◆ **Given exercise**: Find the word "components" in the data. Return every line where it appears.

[Records]
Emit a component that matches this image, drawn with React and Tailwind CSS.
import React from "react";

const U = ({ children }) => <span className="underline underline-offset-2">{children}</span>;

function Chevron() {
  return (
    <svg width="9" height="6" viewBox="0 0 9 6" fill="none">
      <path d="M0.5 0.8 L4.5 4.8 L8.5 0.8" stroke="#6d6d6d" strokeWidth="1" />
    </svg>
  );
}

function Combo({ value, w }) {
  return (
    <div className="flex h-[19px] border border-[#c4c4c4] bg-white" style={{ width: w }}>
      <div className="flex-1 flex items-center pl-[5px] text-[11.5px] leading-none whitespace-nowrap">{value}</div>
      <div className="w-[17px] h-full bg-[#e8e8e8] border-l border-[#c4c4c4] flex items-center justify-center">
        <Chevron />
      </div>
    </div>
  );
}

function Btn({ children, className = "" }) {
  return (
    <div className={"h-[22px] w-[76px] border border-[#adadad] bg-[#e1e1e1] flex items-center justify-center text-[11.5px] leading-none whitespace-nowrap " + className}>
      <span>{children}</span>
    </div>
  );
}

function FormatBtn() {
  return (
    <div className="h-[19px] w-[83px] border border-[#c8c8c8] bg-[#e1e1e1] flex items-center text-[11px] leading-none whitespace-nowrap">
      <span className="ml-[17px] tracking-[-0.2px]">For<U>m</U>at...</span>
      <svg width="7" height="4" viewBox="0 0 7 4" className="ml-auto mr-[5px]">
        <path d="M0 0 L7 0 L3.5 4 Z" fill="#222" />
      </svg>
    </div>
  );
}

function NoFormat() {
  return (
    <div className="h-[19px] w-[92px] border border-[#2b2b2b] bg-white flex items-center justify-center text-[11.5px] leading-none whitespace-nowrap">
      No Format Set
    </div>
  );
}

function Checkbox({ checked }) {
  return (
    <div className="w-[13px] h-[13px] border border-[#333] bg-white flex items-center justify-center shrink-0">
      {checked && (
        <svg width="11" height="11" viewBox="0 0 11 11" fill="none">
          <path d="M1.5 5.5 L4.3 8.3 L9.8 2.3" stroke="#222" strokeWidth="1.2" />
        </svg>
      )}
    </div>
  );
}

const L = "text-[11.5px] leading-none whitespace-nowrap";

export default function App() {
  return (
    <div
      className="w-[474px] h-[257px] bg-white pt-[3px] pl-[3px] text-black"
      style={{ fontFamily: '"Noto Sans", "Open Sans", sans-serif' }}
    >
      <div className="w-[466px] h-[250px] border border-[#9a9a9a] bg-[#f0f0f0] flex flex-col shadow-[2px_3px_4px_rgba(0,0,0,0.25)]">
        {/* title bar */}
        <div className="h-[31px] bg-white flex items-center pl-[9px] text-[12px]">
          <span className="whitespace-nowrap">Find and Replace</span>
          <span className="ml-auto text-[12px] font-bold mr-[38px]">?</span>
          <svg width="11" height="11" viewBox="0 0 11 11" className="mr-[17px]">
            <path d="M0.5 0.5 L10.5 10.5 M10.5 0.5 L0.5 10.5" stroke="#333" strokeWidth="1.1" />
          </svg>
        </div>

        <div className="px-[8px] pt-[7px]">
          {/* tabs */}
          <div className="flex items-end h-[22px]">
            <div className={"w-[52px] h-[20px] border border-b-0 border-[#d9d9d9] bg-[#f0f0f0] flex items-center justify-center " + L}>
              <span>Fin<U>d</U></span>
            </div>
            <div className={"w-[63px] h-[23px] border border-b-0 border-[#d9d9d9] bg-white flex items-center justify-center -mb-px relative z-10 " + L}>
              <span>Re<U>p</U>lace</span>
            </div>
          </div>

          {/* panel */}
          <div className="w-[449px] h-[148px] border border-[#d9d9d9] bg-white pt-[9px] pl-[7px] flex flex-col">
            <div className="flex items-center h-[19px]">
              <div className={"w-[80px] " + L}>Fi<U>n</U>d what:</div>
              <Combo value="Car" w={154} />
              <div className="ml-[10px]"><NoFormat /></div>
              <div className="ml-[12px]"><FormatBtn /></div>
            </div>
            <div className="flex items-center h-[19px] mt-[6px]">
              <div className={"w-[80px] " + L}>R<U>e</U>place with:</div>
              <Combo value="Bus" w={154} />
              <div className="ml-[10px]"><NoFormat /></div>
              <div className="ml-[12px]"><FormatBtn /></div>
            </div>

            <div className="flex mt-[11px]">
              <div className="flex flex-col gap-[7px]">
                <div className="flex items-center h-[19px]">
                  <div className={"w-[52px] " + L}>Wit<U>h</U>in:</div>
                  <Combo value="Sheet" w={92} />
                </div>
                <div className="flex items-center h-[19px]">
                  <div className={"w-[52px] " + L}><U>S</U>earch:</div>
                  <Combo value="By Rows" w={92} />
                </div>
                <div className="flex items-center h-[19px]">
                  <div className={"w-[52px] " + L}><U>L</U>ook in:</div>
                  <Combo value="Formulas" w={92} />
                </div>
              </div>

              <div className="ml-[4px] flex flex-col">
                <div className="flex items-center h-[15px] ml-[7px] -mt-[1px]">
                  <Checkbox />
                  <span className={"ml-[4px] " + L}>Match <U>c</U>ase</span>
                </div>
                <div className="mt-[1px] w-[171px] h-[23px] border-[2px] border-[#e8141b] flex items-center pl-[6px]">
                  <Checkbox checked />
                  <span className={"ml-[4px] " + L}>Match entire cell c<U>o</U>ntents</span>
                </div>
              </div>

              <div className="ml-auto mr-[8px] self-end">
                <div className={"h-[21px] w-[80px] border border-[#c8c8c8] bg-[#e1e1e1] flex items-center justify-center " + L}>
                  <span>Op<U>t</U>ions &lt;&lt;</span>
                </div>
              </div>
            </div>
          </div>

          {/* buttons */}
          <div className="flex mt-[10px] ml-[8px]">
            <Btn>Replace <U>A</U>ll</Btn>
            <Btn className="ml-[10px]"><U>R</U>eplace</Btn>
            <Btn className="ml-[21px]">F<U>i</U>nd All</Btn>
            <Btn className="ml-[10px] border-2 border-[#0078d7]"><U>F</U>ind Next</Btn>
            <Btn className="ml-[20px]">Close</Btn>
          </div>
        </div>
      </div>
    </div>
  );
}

...

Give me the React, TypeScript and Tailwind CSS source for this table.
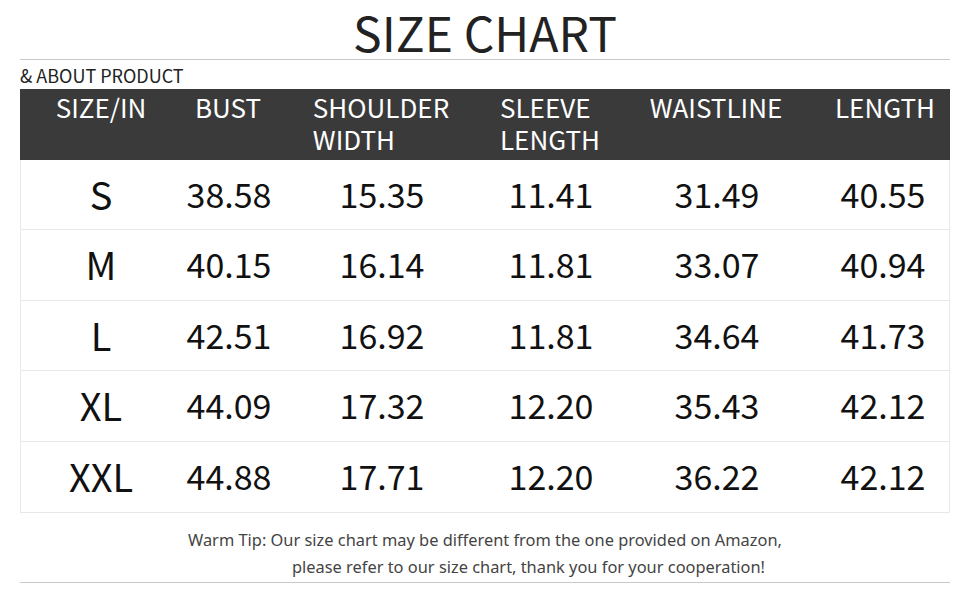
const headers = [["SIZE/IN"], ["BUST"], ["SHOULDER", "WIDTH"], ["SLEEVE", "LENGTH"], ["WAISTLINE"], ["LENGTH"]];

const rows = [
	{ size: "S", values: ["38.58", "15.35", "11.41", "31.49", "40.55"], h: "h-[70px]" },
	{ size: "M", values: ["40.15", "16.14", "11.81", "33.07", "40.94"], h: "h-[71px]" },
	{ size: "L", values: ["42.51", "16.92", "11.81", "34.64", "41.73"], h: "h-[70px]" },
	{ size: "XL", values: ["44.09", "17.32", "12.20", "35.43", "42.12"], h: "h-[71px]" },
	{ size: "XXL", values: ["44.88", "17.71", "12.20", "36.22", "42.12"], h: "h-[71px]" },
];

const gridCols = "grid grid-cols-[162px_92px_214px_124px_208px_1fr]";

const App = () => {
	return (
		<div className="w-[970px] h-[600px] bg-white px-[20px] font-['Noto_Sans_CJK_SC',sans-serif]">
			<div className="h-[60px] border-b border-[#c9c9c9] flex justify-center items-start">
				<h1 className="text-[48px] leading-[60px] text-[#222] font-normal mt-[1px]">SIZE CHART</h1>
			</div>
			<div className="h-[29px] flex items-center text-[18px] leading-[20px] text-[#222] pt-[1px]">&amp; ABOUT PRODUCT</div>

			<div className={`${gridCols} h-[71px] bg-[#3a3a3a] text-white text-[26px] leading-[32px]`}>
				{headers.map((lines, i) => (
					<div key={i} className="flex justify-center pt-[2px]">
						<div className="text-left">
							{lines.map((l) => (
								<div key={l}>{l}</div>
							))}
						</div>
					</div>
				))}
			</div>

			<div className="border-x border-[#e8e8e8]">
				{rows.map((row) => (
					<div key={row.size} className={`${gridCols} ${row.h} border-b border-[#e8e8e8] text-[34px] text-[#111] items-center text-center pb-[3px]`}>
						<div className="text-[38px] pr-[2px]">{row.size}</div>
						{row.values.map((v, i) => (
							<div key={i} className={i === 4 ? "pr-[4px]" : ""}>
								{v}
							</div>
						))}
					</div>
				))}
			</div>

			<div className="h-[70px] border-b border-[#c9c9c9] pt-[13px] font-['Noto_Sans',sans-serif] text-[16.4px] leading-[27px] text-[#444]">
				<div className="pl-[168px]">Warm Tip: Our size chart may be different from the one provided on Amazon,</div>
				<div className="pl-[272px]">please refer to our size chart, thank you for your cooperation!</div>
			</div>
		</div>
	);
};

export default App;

==

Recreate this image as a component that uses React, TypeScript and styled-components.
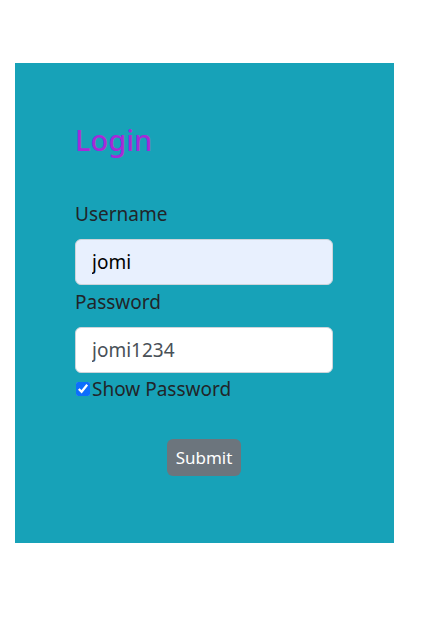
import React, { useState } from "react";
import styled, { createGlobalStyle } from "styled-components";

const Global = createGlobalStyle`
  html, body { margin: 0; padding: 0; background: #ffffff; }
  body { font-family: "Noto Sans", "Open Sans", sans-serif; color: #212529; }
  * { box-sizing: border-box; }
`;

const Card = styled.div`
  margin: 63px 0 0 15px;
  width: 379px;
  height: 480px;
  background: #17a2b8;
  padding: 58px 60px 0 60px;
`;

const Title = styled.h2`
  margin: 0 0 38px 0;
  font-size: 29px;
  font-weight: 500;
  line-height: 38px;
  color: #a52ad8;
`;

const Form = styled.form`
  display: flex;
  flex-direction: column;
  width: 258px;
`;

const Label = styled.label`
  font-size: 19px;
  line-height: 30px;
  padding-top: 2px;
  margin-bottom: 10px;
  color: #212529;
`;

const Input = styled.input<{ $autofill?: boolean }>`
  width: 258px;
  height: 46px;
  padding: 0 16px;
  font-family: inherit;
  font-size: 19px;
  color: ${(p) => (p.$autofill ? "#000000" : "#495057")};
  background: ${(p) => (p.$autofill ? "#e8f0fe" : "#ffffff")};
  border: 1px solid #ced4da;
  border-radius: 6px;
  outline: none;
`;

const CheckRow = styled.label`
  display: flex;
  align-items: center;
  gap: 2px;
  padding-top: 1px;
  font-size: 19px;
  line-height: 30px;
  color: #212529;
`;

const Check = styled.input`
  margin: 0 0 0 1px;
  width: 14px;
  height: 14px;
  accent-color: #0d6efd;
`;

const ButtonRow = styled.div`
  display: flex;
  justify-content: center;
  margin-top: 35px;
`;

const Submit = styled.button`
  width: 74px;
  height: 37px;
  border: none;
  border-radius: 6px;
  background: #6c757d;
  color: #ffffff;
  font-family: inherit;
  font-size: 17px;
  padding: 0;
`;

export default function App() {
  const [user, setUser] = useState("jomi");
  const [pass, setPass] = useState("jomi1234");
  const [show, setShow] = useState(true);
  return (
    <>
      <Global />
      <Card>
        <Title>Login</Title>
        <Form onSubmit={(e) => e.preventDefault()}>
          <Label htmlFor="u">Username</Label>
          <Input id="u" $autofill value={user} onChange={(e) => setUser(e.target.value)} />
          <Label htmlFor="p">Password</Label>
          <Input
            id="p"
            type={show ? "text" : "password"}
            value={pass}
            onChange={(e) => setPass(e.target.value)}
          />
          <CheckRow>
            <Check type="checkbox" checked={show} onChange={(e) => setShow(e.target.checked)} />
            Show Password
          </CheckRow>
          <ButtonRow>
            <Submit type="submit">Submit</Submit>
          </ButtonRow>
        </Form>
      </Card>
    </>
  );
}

◆ **Response**:
Recreate this image as a component that uses React, TypeScript and styled-components.
import styled, { createGlobalStyle } from "styled-components";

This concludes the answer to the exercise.